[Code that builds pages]

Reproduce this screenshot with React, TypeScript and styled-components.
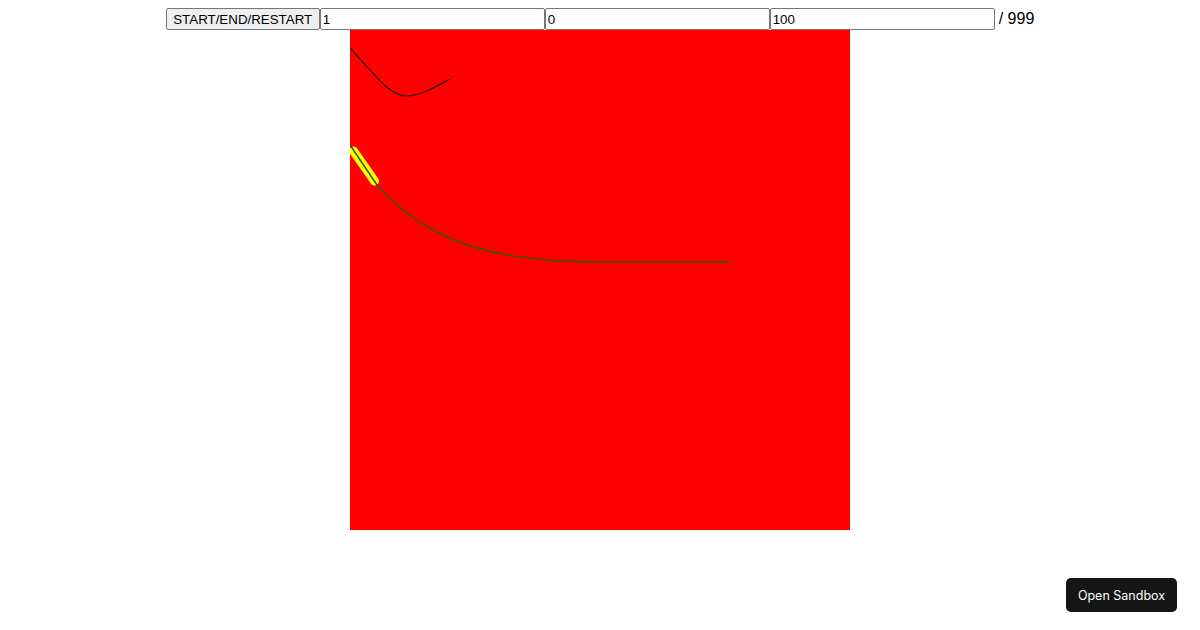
import React, { useState } from 'react';
import styled, { createGlobalStyle } from 'styled-components';

const GlobalStyle = createGlobalStyle`
  body {
    margin: 8px;
    background: #ffffff;
    font-family: "Liberation Sans", Arial, sans-serif;
  }
`;

const Toolbar = styled.div`
  display: flex;
  justify-content: center;
  align-items: center;
  height: 22px;
  font-size: 16px;
  color: #000;
`;

const Button = styled.button`
  box-sizing: border-box;
  width: 154px;
  height: 22px;
  padding: 1px 6px;
  font-family: "Liberation Sans", Arial, sans-serif;
  font-size: 13.333px;
  color: #000;
  background: #efefef;
  border: 1px solid #767676;
  border-radius: 2px;
`;

const Field = styled.input`
  box-sizing: border-box;
  width: 225px;
  height: 22px;
  padding: 1px 2px;
  font-family: "Liberation Sans", Arial, sans-serif;
  font-size: 13.333px;
  color: #000;
  border: 1px solid #767676;
  border-radius: 2px;
  margin: 0;
`;

const Total = styled.span`
  margin-left: 4px;
  white-space: pre;
`;

const Stage = styled.svg`
  display: block;
  margin: 0 auto;
`;

const SandboxButton = styled.button`
  position: fixed;
  right: 23px;
  bottom: 18px;
  width: 111px;
  height: 34px;
  border: none;
  border-radius: 5px;
  background: #151515;
  color: #fff;
  font-family: Inter, "Liberation Sans", sans-serif;
  font-size: 12.5px;
`;

const App: React.FC = () => {
  const [frame, setFrame] = useState('1');
  const [start, setStart] = useState('0');
  const [speed, setSpeed] = useState('100');

  return (
    <>
      <GlobalStyle />
      <Toolbar>
        <Button>START/END/RESTART</Button>
        <Field value={frame} onChange={(e) => setFrame(e.target.value)} />
        <Field value={start} onChange={(e) => setStart(e.target.value)} />
        <Field value={speed} onChange={(e) => setSpeed(e.target.value)} />
        <Total>/ 999</Total>
      </Toolbar>
      <Stage width={500} height={500} viewBox='0 0 500 500'>
        <rect width={500} height={500} fill='#ff0000' />
        <path
          d='M0 18 C 25 45, 40 66, 56 66 C 70 66, 85 57, 100 49'
          fill='none'
          stroke='#3a1500'
          strokeWidth={1.3}
        />
        <path
          d='M3.5 121 L 24.5 151'
          fill='none'
          stroke='#ffff00'
          strokeWidth={9}
          strokeLinecap='round'
        />
        <path
          d='M0 115 L 27 155 C 80 215, 150 232, 250 232 L 380 232'
          fill='none'
          stroke='#2f5a00'
          strokeWidth={1.5}
        />
      </Stage>
      <SandboxButton>Open Sandbox</SandboxButton>
    </>
  );
};

export default App;
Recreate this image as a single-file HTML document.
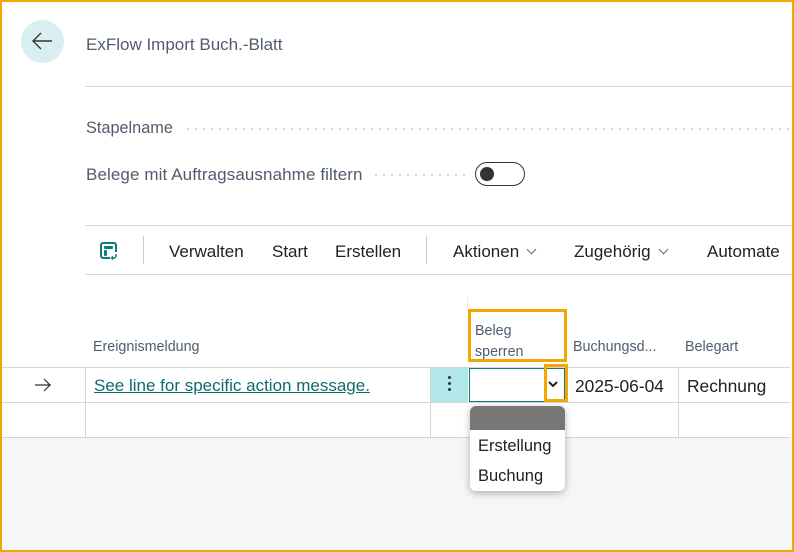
<!DOCTYPE html>
<html><head><meta charset="utf-8"><style>
*{margin:0;padding:0;box-sizing:border-box}
body{width:794px;height:552px;position:relative;overflow:hidden;background:#fff;font-family:"Liberation Sans",sans-serif;color:#212121}
.a{position:absolute;white-space:nowrap}
.hl{position:absolute;height:1px;background:#d6d6d6}
.vl{position:absolute;width:1px;background:#d6d6d6}
.tb{font-size:17px;color:#212121;top:242px}
.hd{font-size:14.3px;color:#505c6d}
.dots{position:absolute;height:2px;background:radial-gradient(circle,#c8c8c8 0.8px,transparent 1.1px) 0 0/8px 2px repeat-x}
.chev{display:inline-block;width:7px;height:7px;border-right:1px solid #666;border-bottom:1px solid #666;transform:rotate(45deg);margin-left:9px;position:relative;top:-4px}
</style></head><body>
<div class="a" style="left:0;top:437px;width:794px;height:115px;background:#f5f6f7"></div>
<div class="a" style="left:21px;top:20px;width:43px;height:43px;border-radius:50%;background:#d9eef1"></div>
<svg class="a" style="left:31px;top:31px" width="22" height="20" viewBox="0 0 22 20"><path d="M21 10H2M10 2L2 10l8 8" fill="none" stroke="#333" stroke-width="1.4"/></svg>
<div class="a" style="left:86px;top:35px;font-size:17px;color:#505c6d">ExFlow Import Buch.-Blatt</div>
<div class="hl" style="left:85px;top:86px;width:709px"></div>
<div class="a" style="left:86px;top:119px;font-size:16.3px;color:#505c6d">Stapelname</div>
<div class="dots" style="left:184px;top:128px;width:606px"></div>
<div class="a" style="left:86px;top:165px;font-size:17px;color:#505c6d;letter-spacing:0.1px">Belege mit Auftragsausnahme filtern</div>
<div class="dots" style="left:372px;top:174px;width:98px"></div>
<div class="a" style="left:475px;top:162px;width:50px;height:24px;border:1.5px solid #333;border-radius:12px"></div>
<div class="a" style="left:480px;top:167px;width:14px;height:14px;border-radius:50%;background:#333"></div>
<div class="hl" style="left:85px;top:225px;width:709px"></div>
<div class="hl" style="left:85px;top:274px;width:709px"></div>
<svg class="a" style="left:99px;top:241px" width="20" height="20" viewBox="0 0 20 20"><path d="M11 17H4a2 2 0 0 1-2-2V4a2 2 0 0 1 2-2h11a2 2 0 0 1 2 2v7" fill="none" stroke="#0d7a7c" stroke-width="2"/><rect x="5" y="5" width="9" height="3" rx="1" fill="#0d7a7c"/><rect x="5" y="9" width="3" height="6" rx="1" fill="#0d7a7c"/><path d="M17 13v2a2 2 0 0 1-2 2h-2M14 15.5l-1.5 1.5 1.5 1.5" fill="none" stroke="#0d7a7c" stroke-width="1.4"/></svg>
<div class="vl" style="left:143px;top:236px;height:28px;background:#ccc"></div>
<div class="a tb" style="left:169px">Verwalten</div>
<div class="a tb" style="left:272px">Start</div>
<div class="a tb" style="left:335px">Erstellen</div>
<div class="vl" style="left:426px;top:236px;height:28px;background:#ccc"></div>
<div class="a tb" style="left:453px">Aktionen<span class="chev"></span></div>
<div class="a tb" style="left:574px">Zugehörig<span class="chev"></span></div>
<div class="a tb" style="left:707px">Automate</div>
<div class="vl" style="left:467px;top:296px;height:12px;background:#eee"></div>
<div class="a hd" style="left:93px;top:339px">Ereignismeldung</div>
<div class="a hd" style="left:475px;top:321px;line-height:21px">Beleg<br>sperren</div>
<div class="a hd" style="left:573px;top:339px">Buchungsd...</div>
<div class="a hd" style="left:685px;top:339px">Belegart</div>
<div class="hl" style="left:0;top:367px;width:790px"></div>
<div class="hl" style="left:0;top:402px;width:790px"></div>
<div class="hl" style="left:0;top:437px;width:790px"></div>
<div class="vl" style="left:85px;top:367px;height:70px"></div>
<div class="vl" style="left:430px;top:367px;height:70px"></div>
<div class="vl" style="left:678px;top:367px;height:70px"></div>
<div class="a" style="left:431px;top:368px;width:37px;height:34px;background:#b2e7ea"></div>
<div class="a" style="left:448px;top:376px;width:3px;height:3px;background:#333;border-radius:50%;box-shadow:0 6px 0 #333,0 12px 0 #333"></div>
<svg class="a" style="left:34px;top:378px" width="18" height="14" viewBox="0 0 18 14"><path d="M1 7h16M10 1l6 6-6 6" fill="none" stroke="#333" stroke-width="1.2"/></svg>
<div class="a" style="left:94px;top:376px;font-size:17px;color:#0d6b6e;text-decoration:underline">See line for specific action message.</div>
<div class="a" style="left:469px;top:368px;width:96px;height:34px;border:1px solid #0d7a7c;background:#fff"></div>
<svg class="a" style="left:548px;top:380px" width="10" height="8" viewBox="0 0 10 8"><path d="M1 2l4 4 4-4" fill="none" stroke="#222" stroke-width="2"/></svg>
<div class="a" style="left:575px;top:376px;font-size:17.4px">2025-06-04</div>
<div class="a" style="left:687px;top:376px;font-size:17.4px">Rechnung</div>
<div class="a" style="left:470px;top:406px;width:95px;height:85px;background:#fff;border-radius:6px;box-shadow:0 2px 8px rgba(0,0,0,.3);overflow:hidden">
<div style="height:24px;background:#777"></div>
<div style="font-size:16.5px;padding:7px 0 0 8px;height:30px">Erstellung</div>
<div style="font-size:16.5px;padding:7px 0 0 8px">Buchung</div>
</div>
<div class="a" style="left:468px;top:309px;width:99px;height:53px;border:3px solid #f4a700"></div>
<div class="a" style="left:544px;top:364px;width:24px;height:38px;border:3px solid #f4a700"></div>
<div class="a" style="left:0;top:0;width:794px;height:552px;border:2px solid #f4a700"></div>
</body></html>
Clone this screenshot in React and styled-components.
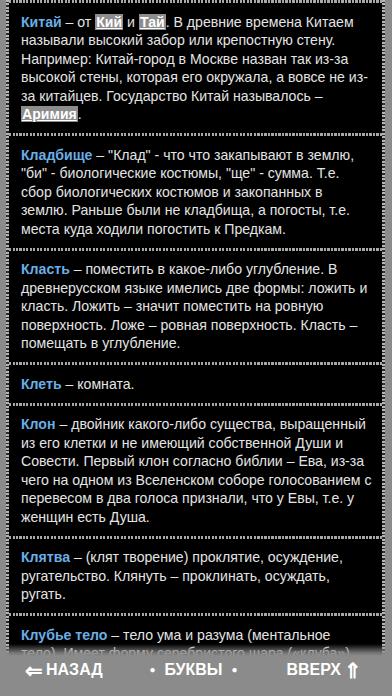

▸ Problem statement: Pictures excluded, repeat exactly the lines from the top of the material through the line with "const [speed, setSpeed] = useState('100');", including both of those lines.

▸ Solution for this exercise:
Reproduce this screenshot with React, TypeScript and styled-components.
import React, { useState } from 'react';
import styled, { createGlobalStyle } from 'styled-components';

const GlobalStyle = createGlobalStyle`
  body {
    margin: 8px;
    background: #ffffff;
    font-family: "Liberation Sans", Arial, sans-serif;
  }
`;

const Toolbar = styled.div`
  display: flex;
  justify-content: center;
  align-items: center;
  height: 22px;
  font-size: 16px;
  color: #000;
`;

const Button = styled.button`
  box-sizing: border-box;
  width: 154px;
  height: 22px;
  padding: 1px 6px;
  font-family: "Liberation Sans", Arial, sans-serif;
  font-size: 13.333px;
  color: #000;
  background: #efefef;
  border: 1px solid #767676;
  border-radius: 2px;
`;

const Field = styled.input`
  box-sizing: border-box;
  width: 225px;
  height: 22px;
  padding: 1px 2px;
  font-family: "Liberation Sans", Arial, sans-serif;
  font-size: 13.333px;
  color: #000;
  border: 1px solid #767676;
  border-radius: 2px;
  margin: 0;
`;

const Total = styled.span`
  margin-left: 4px;
  white-space: pre;
`;

const Stage = styled.svg`
  display: block;
  margin: 0 auto;
`;

const SandboxButton = styled.button`
  position: fixed;
  right: 23px;
  bottom: 18px;
  width: 111px;
  height: 34px;
  border: none;
  border-radius: 5px;
  background: #151515;
  color: #fff;
  font-family: Inter, "Liberation Sans", sans-serif;
  font-size: 12.5px;
`;

const App: React.FC = () => {
  const [frame, setFrame] = useState('1');
  const [start, setStart] = useState('0');
  const [speed, setSpeed] = useState('100');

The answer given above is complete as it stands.